In November, a crime group known as Ares Leaks announced on Telegram that it was selling classified Russian intelligence documents. The group claimed that the records originated from inside the Federal Security Service, or F.S.B.

How Ares Leaks acquired these documents is unclear. The group did not answer when asked. Russian agencies have been hacked before. Perhaps an F.S.B. officer mishandled them or had them stolen. Maybe an insider sold or leaked them, or Ares grabbed them from another criminal group.

The New York Times does not pay its sources or buy stolen documents. But we do accept documents that are provided without cost or strings attached. And it is common practice for sellers like Ares Leaks to share free samples.

In this case, Ares Leaks provided snapshots of Russian intelligence documents and, most important, a complete F.S.B. counterintelligence document about China. More documents were available, the group said, for a negotiable price paid in the cryptocurrency Monero.
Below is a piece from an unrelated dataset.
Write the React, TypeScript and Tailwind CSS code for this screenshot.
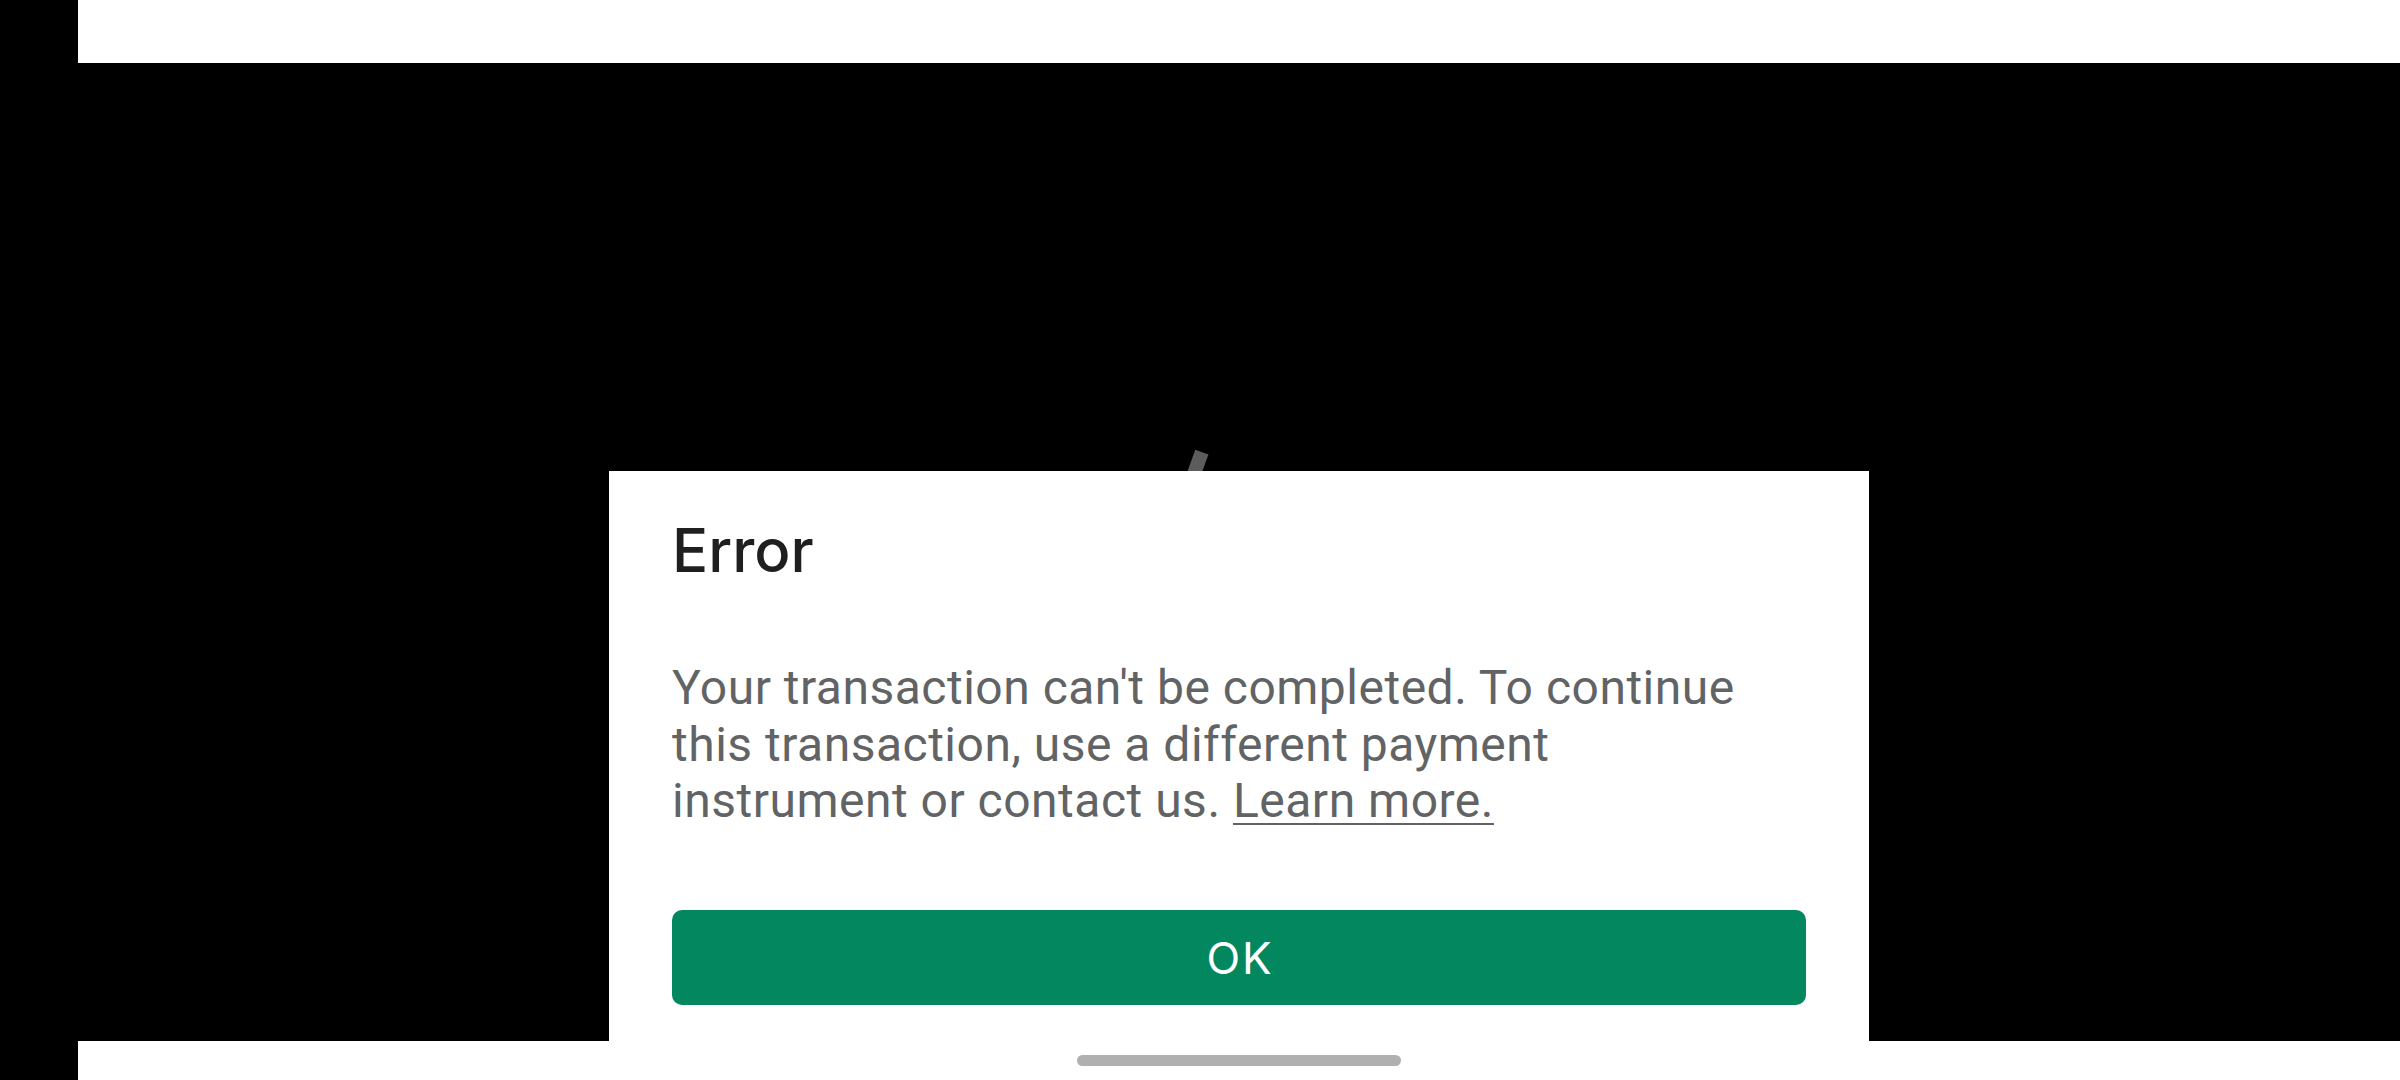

The sample document on China appeared to come from the security agency’s Department for Counterintelligence Operations, known as the D.K.R.O. And it offered tantalizing insight into Russia’s relationship with China, one of the most important — and least understood — alliances in modern geopolitics. It described deep concerns in Moscow about Chinese espionage, and it revealed that Russia operates a secretive program to organize and analyze data from the popular Chinese messaging app WeChat.

The document looked consistent with F.S.B. records that have previously been made public. Times reporters who have studied Russian espionage for years analyzed the material and saw nothing immediately suspicious.

The Times also confirmed some details from the document. For instance, we established — independent of the Western intelligence sources we consulted — that the Russian government had in fact been conducting “precautionary briefings” with Russians who travel to China for work.

We took the document to six Western intelligence agencies. All of them confirmed that it appeared authentic, based on its format and content. A few agencies told us that the content was consistent with intelligence that they had collected independently. One went so far as to say that the content was consistent with what it knew about Russia’s views on China and its penetration of Chinese communications.